**Exercise requirements**
Reproduce the lines below exactly, from the one containing "Rebuild this table" through the one containing "by Scoring Section：</div>", both included. Leave out any pictures.

+++++

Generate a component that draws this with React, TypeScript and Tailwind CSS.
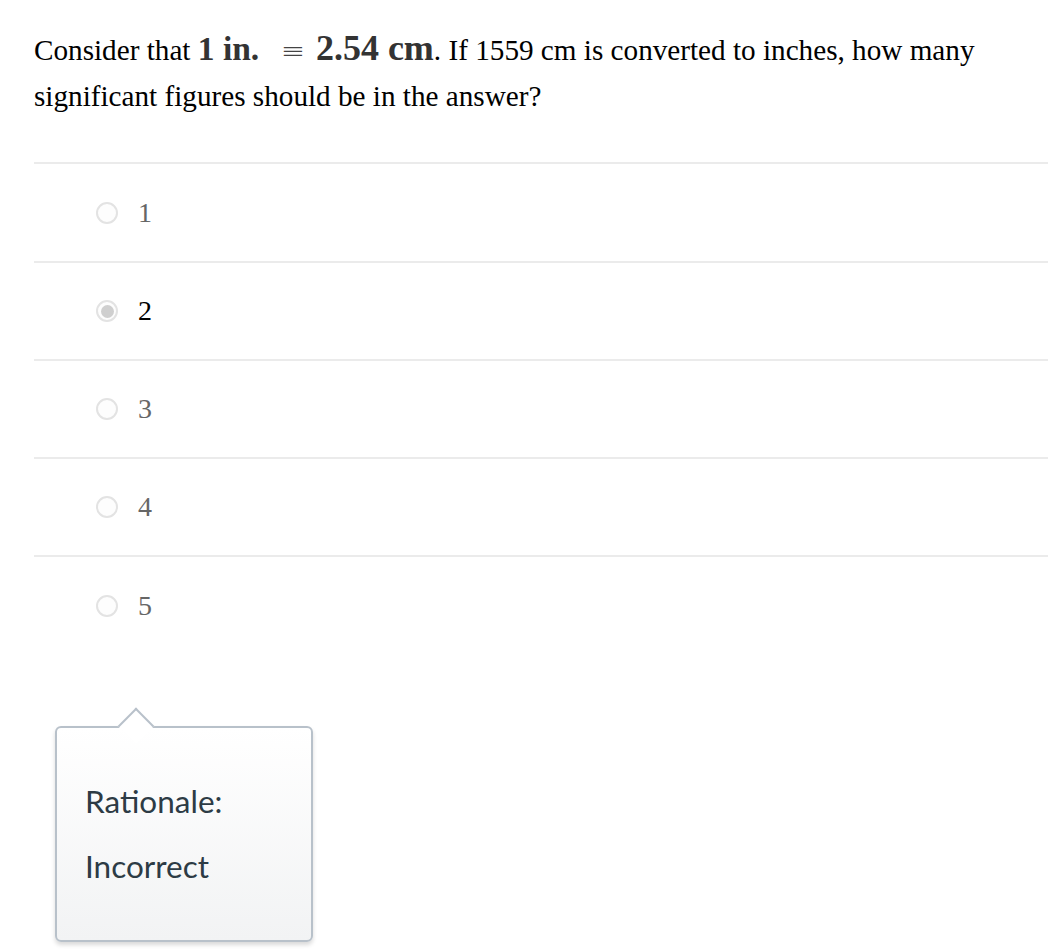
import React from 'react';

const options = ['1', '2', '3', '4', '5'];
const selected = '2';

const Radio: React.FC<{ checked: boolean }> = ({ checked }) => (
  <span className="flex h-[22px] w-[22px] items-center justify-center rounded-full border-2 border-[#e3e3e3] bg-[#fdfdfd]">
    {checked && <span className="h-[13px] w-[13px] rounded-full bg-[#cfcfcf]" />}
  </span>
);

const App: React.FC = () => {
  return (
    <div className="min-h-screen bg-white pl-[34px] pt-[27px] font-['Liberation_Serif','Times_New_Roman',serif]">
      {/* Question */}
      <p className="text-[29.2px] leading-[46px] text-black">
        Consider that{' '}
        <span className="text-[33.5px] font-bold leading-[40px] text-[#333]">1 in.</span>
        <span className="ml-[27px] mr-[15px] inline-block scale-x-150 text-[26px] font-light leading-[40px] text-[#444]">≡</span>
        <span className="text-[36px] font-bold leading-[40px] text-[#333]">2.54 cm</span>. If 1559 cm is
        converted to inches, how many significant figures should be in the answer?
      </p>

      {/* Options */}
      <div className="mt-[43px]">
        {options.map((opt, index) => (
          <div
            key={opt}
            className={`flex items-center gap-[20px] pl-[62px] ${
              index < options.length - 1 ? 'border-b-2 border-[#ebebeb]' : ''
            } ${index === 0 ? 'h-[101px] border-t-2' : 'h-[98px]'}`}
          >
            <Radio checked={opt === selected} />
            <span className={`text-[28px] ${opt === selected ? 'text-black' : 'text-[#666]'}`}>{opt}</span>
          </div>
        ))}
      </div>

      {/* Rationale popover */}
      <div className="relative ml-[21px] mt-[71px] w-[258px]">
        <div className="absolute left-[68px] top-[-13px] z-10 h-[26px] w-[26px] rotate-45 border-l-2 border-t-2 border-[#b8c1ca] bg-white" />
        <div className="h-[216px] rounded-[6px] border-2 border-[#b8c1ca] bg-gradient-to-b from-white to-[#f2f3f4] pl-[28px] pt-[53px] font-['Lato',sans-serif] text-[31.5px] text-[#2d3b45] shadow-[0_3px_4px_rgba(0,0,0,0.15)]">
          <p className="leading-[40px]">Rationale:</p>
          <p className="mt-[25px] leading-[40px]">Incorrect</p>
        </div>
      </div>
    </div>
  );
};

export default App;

+++++

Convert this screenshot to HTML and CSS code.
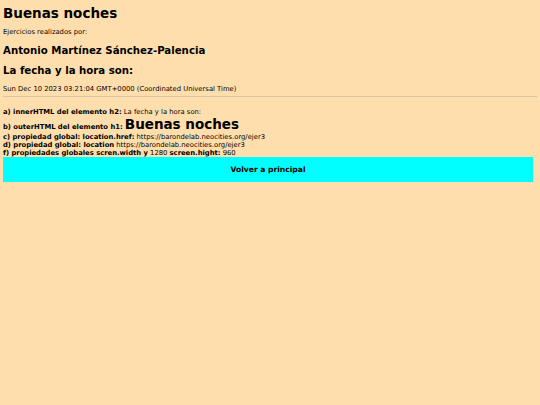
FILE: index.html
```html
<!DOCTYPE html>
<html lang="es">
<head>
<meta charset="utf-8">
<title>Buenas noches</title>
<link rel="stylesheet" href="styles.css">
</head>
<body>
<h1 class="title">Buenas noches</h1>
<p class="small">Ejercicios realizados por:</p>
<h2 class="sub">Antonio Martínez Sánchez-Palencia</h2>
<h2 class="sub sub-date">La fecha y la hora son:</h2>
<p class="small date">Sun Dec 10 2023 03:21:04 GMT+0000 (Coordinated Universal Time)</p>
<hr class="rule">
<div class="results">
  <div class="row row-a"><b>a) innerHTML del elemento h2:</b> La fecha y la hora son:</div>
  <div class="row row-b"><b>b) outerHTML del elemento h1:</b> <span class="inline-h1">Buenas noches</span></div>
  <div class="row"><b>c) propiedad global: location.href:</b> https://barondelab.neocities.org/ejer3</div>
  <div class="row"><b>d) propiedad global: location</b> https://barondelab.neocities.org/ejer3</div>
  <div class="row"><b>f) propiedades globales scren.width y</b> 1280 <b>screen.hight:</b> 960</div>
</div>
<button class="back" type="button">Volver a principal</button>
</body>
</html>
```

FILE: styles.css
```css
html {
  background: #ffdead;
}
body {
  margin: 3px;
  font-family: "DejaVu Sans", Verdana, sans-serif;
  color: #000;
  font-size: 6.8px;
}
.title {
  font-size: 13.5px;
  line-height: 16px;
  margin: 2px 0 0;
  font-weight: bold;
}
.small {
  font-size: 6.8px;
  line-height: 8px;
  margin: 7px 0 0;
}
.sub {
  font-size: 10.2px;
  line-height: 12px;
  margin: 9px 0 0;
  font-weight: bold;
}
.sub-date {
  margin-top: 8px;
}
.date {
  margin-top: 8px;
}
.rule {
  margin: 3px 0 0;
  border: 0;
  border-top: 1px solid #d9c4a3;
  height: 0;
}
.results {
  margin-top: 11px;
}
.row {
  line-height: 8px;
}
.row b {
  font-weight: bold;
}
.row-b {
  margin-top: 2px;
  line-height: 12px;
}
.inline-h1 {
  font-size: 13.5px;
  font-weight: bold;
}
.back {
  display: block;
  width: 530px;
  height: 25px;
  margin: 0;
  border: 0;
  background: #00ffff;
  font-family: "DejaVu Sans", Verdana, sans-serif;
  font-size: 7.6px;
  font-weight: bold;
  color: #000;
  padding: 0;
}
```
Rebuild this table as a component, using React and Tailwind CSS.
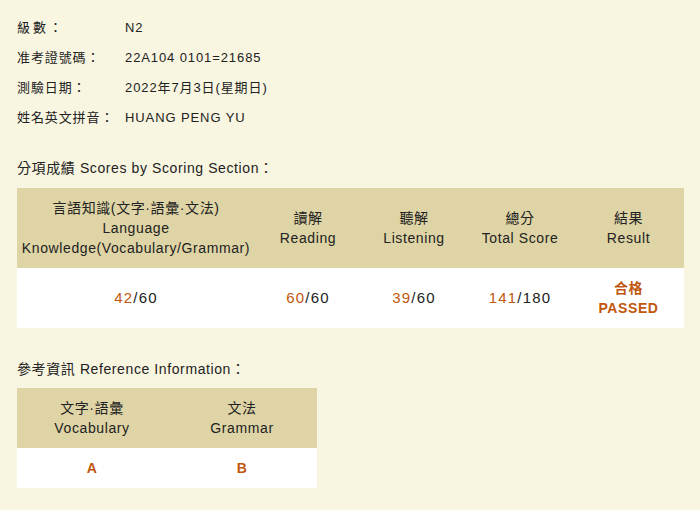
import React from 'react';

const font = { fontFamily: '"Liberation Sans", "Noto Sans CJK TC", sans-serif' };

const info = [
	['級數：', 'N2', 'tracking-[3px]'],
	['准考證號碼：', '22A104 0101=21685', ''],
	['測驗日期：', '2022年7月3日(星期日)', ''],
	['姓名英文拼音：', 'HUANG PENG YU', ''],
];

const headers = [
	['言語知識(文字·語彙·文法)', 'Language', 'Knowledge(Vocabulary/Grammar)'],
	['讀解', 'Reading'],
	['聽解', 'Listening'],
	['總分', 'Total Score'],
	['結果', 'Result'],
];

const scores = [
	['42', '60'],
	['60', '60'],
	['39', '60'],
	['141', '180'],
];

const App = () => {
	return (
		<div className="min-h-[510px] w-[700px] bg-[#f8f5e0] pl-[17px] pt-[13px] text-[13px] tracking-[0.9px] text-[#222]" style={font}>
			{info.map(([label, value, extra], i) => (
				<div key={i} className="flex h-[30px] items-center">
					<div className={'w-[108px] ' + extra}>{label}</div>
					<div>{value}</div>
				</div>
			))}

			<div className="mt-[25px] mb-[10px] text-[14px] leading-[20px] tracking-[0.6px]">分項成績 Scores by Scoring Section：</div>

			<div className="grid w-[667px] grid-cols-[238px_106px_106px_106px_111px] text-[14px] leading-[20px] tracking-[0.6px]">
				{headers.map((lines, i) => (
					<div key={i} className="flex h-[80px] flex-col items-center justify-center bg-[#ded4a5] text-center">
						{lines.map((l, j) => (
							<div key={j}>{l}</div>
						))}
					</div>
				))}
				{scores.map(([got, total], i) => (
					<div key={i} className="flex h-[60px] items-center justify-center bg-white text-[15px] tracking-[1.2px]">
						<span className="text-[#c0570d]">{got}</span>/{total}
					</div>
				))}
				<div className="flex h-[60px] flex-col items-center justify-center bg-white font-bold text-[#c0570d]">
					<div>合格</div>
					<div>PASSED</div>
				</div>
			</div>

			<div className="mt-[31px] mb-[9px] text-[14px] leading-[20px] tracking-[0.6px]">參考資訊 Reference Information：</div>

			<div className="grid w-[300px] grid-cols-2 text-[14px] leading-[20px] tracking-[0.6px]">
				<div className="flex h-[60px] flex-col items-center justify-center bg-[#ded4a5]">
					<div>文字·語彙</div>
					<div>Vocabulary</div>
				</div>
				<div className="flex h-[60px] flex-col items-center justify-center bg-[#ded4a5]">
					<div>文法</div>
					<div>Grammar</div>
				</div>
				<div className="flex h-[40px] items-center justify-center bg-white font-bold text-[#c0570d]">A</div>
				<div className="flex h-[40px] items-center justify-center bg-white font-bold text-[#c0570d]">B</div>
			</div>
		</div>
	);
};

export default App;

+++++

**Expected answer**
Rebuild this table as a component, using React and Tailwind CSS.
import React from 'react';

const font = { fontFamily: '"Liberation Sans", "Noto Sans CJK TC", sans-serif' };

const info = [
	['級數：', 'N2', 'tracking-[3px]'],
	['准考證號碼：', '22A104 0101=21685', ''],
	['測驗日期：', '2022年7月3日(星期日)', ''],
	['姓名英文拼音：', 'HUANG PENG YU', ''],
];

const headers = [
	['言語知識(文字·語彙·文法)', 'Language', 'Knowledge(Vocabulary/Grammar)'],
	['讀解', 'Reading'],
	['聽解', 'Listening'],
	['總分', 'Total Score'],
	['結果', 'Result'],
];

const scores = [
	['42', '60'],
	['60', '60'],
	['39', '60'],
	['141', '180'],
];

const App = () => {
	return (
		<div className="min-h-[510px] w-[700px] bg-[#f8f5e0] pl-[17px] pt-[13px] text-[13px] tracking-[0.9px] text-[#222]" style={font}>
			{info.map(([label, value, extra], i) => (
				<div key={i} className="flex h-[30px] items-center">
					<div className={'w-[108px] ' + extra}>{label}</div>
					<div>{value}</div>
				</div>
			))}

			<div className="mt-[25px] mb-[10px] text-[14px] leading-[20px] tracking-[0.6px]">分項成績 Scores by Scoring Section：</div>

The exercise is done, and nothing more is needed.